Graph each function.$$f(x)=\left\{\begin{array}{ll} 2 x-7 & \text { if } x \geq 4 \\ 2-x & \text { if } x<4 \end{array}\right.$$

Answer

**step1 Understand the Piecewise Function Definition**

A piecewise function is a function defined by multiple sub-functions, each applicable over a certain interval of the independent variable (x). In this problem, the function $$f(x)$$ has two different definitions depending on the value of $$x$$.
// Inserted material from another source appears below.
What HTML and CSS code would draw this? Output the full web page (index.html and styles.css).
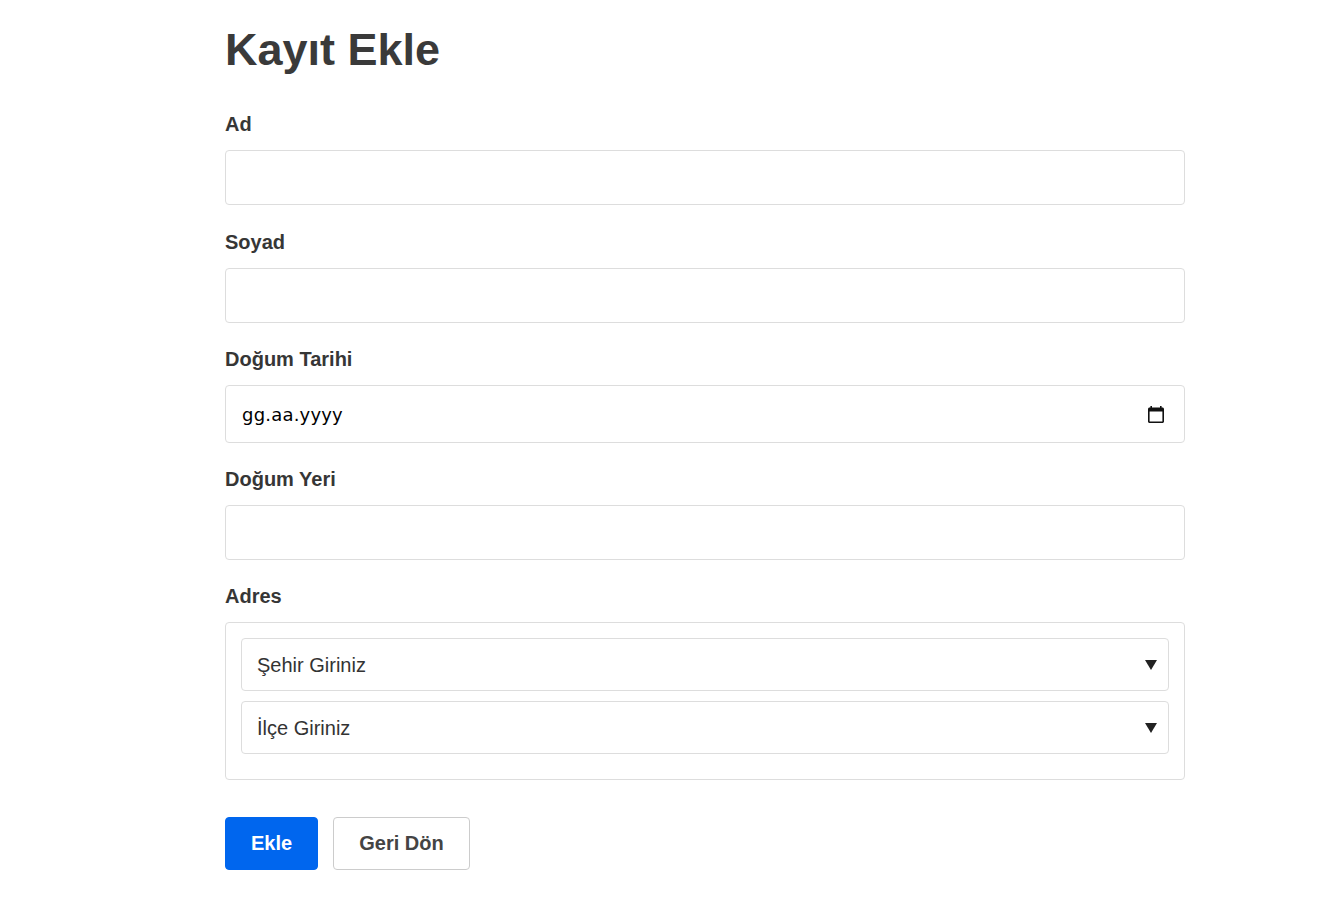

For values of $$x$$ greater than or equal to 4 ($$x \geq 4$$), the function is defined as $$f(x) = 2x - 7$$.

For values of $$x$$ less than 4 ($$x < 4$$), the function is defined as $$f(x) = 2 - x$$.

**step2 Analyze and Plot the First Piece: $$f(x) = 2x - 7$$ for $$x \geq 4$$**

This part of the function is a linear equation, which means its graph will be a straight line. To graph a straight line, we need at least two points.

First, let's find the value of $$f(x)$$ at the boundary point, $$x=4$$. Since the condition is $$x \geq 4$$, this point is included in this part of the function.

$$ f(4) = 2 \times 4 - 7 $$

$$ f(4) = 8 - 7 $$

$$ f(4) = 1 $$

So, the point (4, 1) is on the graph. We will plot this as a closed circle because $$x=4$$ is included.

Next, let's find another point for $$x$$ greater than 4. For example, let $$x=5$$.

$$ f(5) = 2 \times 5 - 7 $$

$$ f(5) = 10 - 7 $$

$$ f(5) = 3 $$

So, another point on this line is (5, 3). We will draw a straight line starting from the closed circle at (4, 1) and extending to the right through (5, 3).

**step3 Analyze and Plot the Second Piece: $$f(x) = 2 - x$$ for $$x < 4$$**

This part of the function is also a linear equation, so its graph will also be a straight line. We need to find points for this segment.

Let's find the value of $$f(x)$$ at the boundary point, $$x=4$$, even though it is not included in this part ($$x < 4$$). This will tell us where this line segment ends.

$$ f(4) = 2 - 4 $$

$$ f(4) = -2 $$

So, the line approaches the point (4, -2). Since the condition is $$x < 4$$, this point is not included. We will plot this as an open circle at (4, -2).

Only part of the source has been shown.